Question

Find the area of the region bounded by the ellipse $$\frac{x^{2}}{16}+\frac{y^{2}}{9}=1$$.

Answer

**step1** Understanding the problem

The problem asks us to find the area of the region enclosed by an ellipse, which is described by the equation $$\frac{x^{2}}{16}+\frac{y^{2}}{9}=1$$. This is a geometric problem that requires identifying key dimensions of the ellipse and using a specific formula to calculate its area.

**step2** Identifying the characteristics of the ellipse

The standard form for the equation of an ellipse centered at the origin is $$\frac{x^{2}}{a^{2}}+\frac{y^{2}}{b^{2}}=1$$. In this formula, 'a' represents the length of the semi-major axis (half of the longest diameter) and 'b' represents the length of the semi-minor axis (half of the shortest diameter).

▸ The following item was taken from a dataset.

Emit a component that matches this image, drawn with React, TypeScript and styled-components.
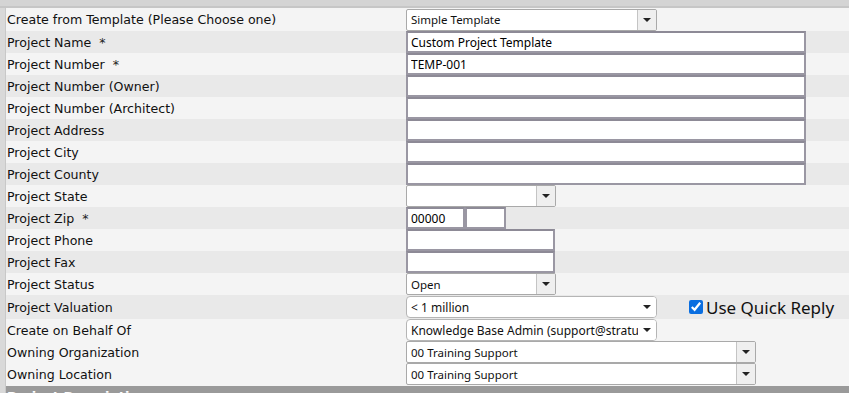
import React from 'react';
import styled, { createGlobalStyle } from 'styled-components';

const GlobalStyle = createGlobalStyle`
  body {
    margin: 0;
    background: #f4f4f4;
    font-family: "DejaVu Sans", Verdana, sans-serif;
    overflow: hidden;
  }
`;

const TopBar = styled.div`
  height: 6px;
  background: #d4d4d4;
  border-bottom: 2px solid #c6c6c6;
`;

const Frame = styled.div`
  display: flex;
`;

const SideStrip = styled.div`
  width: 5px;
  background: #d9d9d9;
  border-right: 1px solid #c8c8c8;
`;

const Form = styled.div`
  flex: 1;
  display: flex;
  flex-direction: column;
`;

const Row = styled.div<{ $alt?: boolean; $h?: number }>`
  display: grid;
  grid-template-columns: 400px 1fr;
  align-items: center;
  height: ${p => p.$h || 22}px;
  background: ${p => (p.$alt ? '#e9e9e9' : '#f4f4f4')};
`;

const Label = styled.div`
  font-family: "DejaVu Sans", Verdana, sans-serif;
  font-size: 12.6px;
  color: #111;
  padding-left: 1px;
  white-space: nowrap;
`;

const Req = styled.span`
  margin-left: 8px;
  color: #222;
`;

const Field = styled.div`
  display: flex;
  align-items: center;
  height: 100%;
`;

const TextInput = styled.input<{ $w: number }>`
  box-sizing: border-box;
  width: ${p => p.$w}px;
  height: 22px;
  border: 2px solid #9a97a3;
  border-top-color: #8d8a96;
  background: #fff;
  padding: 0 3px;
  margin: 0;
  font-family: "Noto Sans", "Open Sans", sans-serif;
  font-size: 12px;
  color: #000;
  outline: none;
`;

const SelectBox = styled.div<{ $w: number; $round?: boolean }>`
  box-sizing: border-box;
  width: ${p => p.$w}px;
  height: 22px;
  display: flex;
  align-items: center;
  background: #fff;
  border: 1px solid ${p => (p.$round ? '#b5b5b5' : '#a9a9a9')};
  border-radius: ${p => (p.$round ? '4px' : '2px')};
  font-family: "Noto Sans", "Open Sans", sans-serif;
  font-size: ${p => (p.$round ? '12px' : '11.5px')};
  color: #111;
  overflow: hidden;
`;

const SelectText = styled.span`
  flex: 1;
  padding-left: 4px;
  white-space: nowrap;
  overflow: hidden;
`;

const ArrowBox = styled.span<{ $plain?: boolean }>`
  width: 18px;
  height: 100%;
  display: flex;
  align-items: center;
  justify-content: center;
  background: ${p => (p.$plain ? '#fff' : '#efefef')};
  border-left: ${p => (p.$plain ? 'none' : '1px solid #c4c4c4')};
  &::after {
    content: '';
    border-left: 4px solid transparent;
    border-right: 4px solid transparent;
    border-top: 4px solid #222;
  }
`;

const Spread = styled.div`
  display: flex;
  align-items: center;
  height: 100%;
`;

const QuickReply = styled.label`
  display: flex;
  align-items: center;
  gap: 3px;
  margin-left: 32px;
  font-family: "Noto Sans", "Open Sans", sans-serif;
  font-size: 17px;
  color: #111;
`;

const Check = styled.input`
  width: 14px;
  height: 14px;
  margin: 0;
  accent-color: #0a6ee0;
`;

const SectionHeader = styled.div`
  height: 22px;
  background: #9a9a9a;
  color: #fff;
  font-weight: bold;
  font-size: 13px;
  padding-left: 1px;
  line-height: 22px;
  margin-top: 1px;
`;

const Select: React.FC<{ w: number; value?: string; round?: boolean }> = ({ w, value, round }) => (
  <SelectBox $w={w} $round={round}>
    <SelectText>{value}</SelectText>
    <ArrowBox $plain={round} />
  </SelectBox>
);

const textRows: { label: string; req?: boolean; value?: string; alt: boolean }[] = [
  { label: 'Project Name', req: true, value: 'Custom Project Template', alt: true },
  { label: 'Project Number', req: true, value: 'TEMP-001', alt: false },
  { label: 'Project Number (Owner)', alt: true },
  { label: 'Project Number (Architect)', alt: false },
  { label: 'Project Address', alt: true },
  { label: 'Project City', alt: false },
  { label: 'Project County', alt: true },
];

export default function App() {
  return (
    <>
      <GlobalStyle />
      <TopBar />
      <Frame>
        <SideStrip />
        <Form>
          <Row $h={23}>
            <Label>Create from Template (Please Choose one)</Label>
            <Field>
              <Select w={251} value="Simple Template" />
            </Field>
          </Row>
          {textRows.map(r => (
            <Row key={r.label} $alt={r.alt}>
              <Label>
                {r.label}
                {r.req && <Req>*</Req>}
              </Label>
              <Field>
                <TextInput $w={400} defaultValue={r.value || ''} />
              </Field>
            </Row>
          ))}
          <Row>
            <Label>Project State</Label>
            <Field>
              <Select w={150} />
            </Field>
          </Row>
          <Row $alt>
            <Label>
              Project Zip<Req>*</Req>
            </Label>
            <Field>
              <TextInput $w={59} defaultValue="00000" />
              <TextInput $w={41} />
            </Field>
          </Row>
          <Row>
            <Label>Project Phone</Label>
            <Field>
              <TextInput $w={149} />
            </Field>
          </Row>
          <Row $alt>
            <Label>Project Fax</Label>
            <Field>
              <TextInput $w={149} />
            </Field>
          </Row>
          <Row>
            <Label>Project Status</Label>
            <Field>
              <Select w={150} value="Open" />
            </Field>
          </Row>
          <Row $alt $h={24}>
            <Label>Project Valuation</Label>
            <Spread>
              <Select w={251} value="< 1 million" round />
              <QuickReply>
                <Check type="checkbox" defaultChecked />
                Use Quick Reply
              </QuickReply>
            </Spread>
          </Row>
          <Row>
            <Label>Create on Behalf Of</Label>
            <Field>
              <Select w={251} value="Knowledge Base Admin (support@stratusweb.com)" round />
            </Field>
          </Row>
          <Row>
            <Label>Owning Organization</Label>
            <Field>
              <Select w={350} value="00 Training Support" />
            </Field>
          </Row>
          <Row>
            <Label>Owning Location</Label>
            <Field>
              <Select w={350} value="00 Training Support" />
            </Field>
          </Row>
          <SectionHeader>Project Description</SectionHeader>
        </Form>
      </Frame>
    </>
  );
}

**step3** Determining the lengths of the semi-axes

By comparing the given equation, $$\frac{x^{2}}{16}+\frac{y^{2}}{9}=1$$, with the standard form $$\frac{x^{2}}{a^{2}}+\frac{y^{2}}{b^{2}}=1$$, we can see the following:
The term under $$x^{2}$$ is $$16$$, so $$a^{2} = 16$$. To find 'a', we think: what number multiplied by itself equals 16? That number is 4. So, $$a = 4$$.
The term under $$y^{2}$$ is $$9$$, so $$b^{2} = 9$$. To find 'b', we think: what number multiplied by itself equals 9? That number is 3. So, $$b = 3$$.

**step4** Calculating the area of the ellipse

The formula for the area of an ellipse is $$Area = \pi \times a \times b$$.
Now, we substitute the values we found for 'a' and 'b' into this formula:
$$Area = \pi \times 4 \times 3$$
First, we multiply the numbers: $$4 \times 3 = 12$$.
So, the area of the ellipse is $$12\pi$$.